I wish this forum had a "save as draft" feature! Maybe I'll just write it somewhere else first.
I don't fully understand what this point has to do with anything: - provide a runnable example
If you have a web application that is running too slowly and you want help, then you make it possible for other people to help you if you provide a runnable example that demonstrates it running too slowly.
Oh, nice, you have addressed exactly what I was asking for. Hmm, but question... Why not do this? I mean, you mention that it's not the only way, but this seems to work and doesn't require anything like gensymming.
I guess the advantage of your approach is that you can choose to only import the functions you want. If that's particularly important for some reason, then, sure, do it. But I suspect it might actually be useful to import the entire module, especially at the REPL when you're just starting out using it. Particularly if you have a "scheme apropos" function.

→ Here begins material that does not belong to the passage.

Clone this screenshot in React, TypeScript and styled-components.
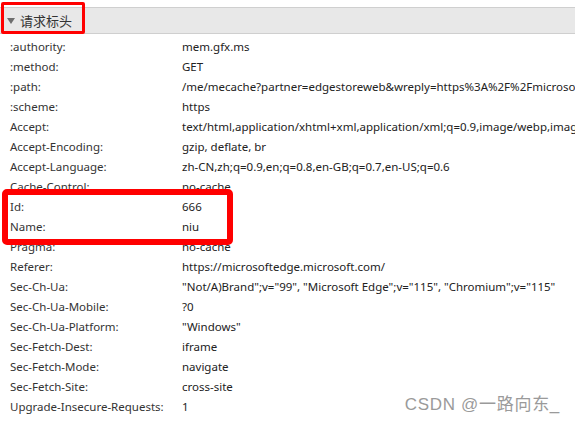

I added the "sort <" part just now, by the way. Can't believe I didn't think to do that originally (though I did at least add it to the "aps" thing somewhat earlier).
There was something or other that wasn't working when using $ directly because it was Racket-specific and it didn't work in Arc's mzscheme module. I forget now what it was though. (Clearly parse-xml is a bad example as it does work with a simple require).
I haven't looked at the code, but on Hacker News a story with few upvotes but zillions of comments can be indicative of an unproductive flamewar. We probably have different dynamics since our discussions are more technical.